Sherry is aged in 600 litre casks made from American oak, as it is more porous than French or Spanish oak.  Manufacture entails filling the casks five-sixths full, leaving space for ‘two fists’ spare at the top to allow ‘flor’ (a film of yeast) to develop on the liquid; this grows across the surface of the sherry on the walls of the barrels, which gives a distinct flavour!

Asian beverages, including Japanese Sake use Japanese cedar, which gives the finished drink a ‘piney’ and minty flavour. Other woods sometimes used are chestnuts and redwoods.

However, with regards to beer barrels, it’s a popular misconception that the wood from the cask adds flavour to the beer. The beer is generally only in the barrel for a week or so, and so there really isn’t enough time for the beer to derive any flavour from the wood.

Why was wood the material of choice, notably oak, for making barrels, casks etc?

Because of its workability and strength.
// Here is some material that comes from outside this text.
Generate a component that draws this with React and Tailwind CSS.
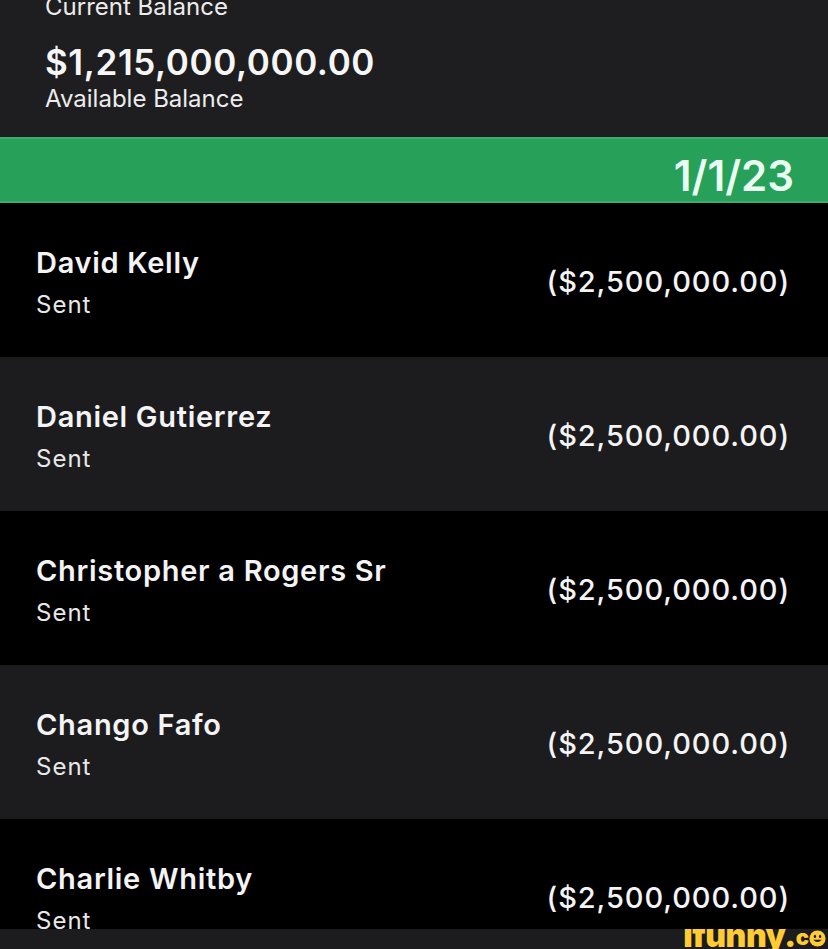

Oak allows the liquid inside to ‘breath’, allowing an exchange between the liquid inside and the air outside, although this means that a little of the liquid is inevitably lost through evaporation – known commonly as the ‘angels’ share’ (which can form a fungus on surfaces nearby!) – as the contents are able to mature.  Sometimes very strong wines are kept in an environment of 100% relative humidity meaning that very little water is able to evaporate, so most of the loss is alcohol; often beverages are topped up from other barrels to prevent significant oxidation.  The tight grain of oak allows the gradual extraction of wood flavours and is high in tannin, especially important for red wines to age by removing the oxygen, which would otherwise spoil the wine.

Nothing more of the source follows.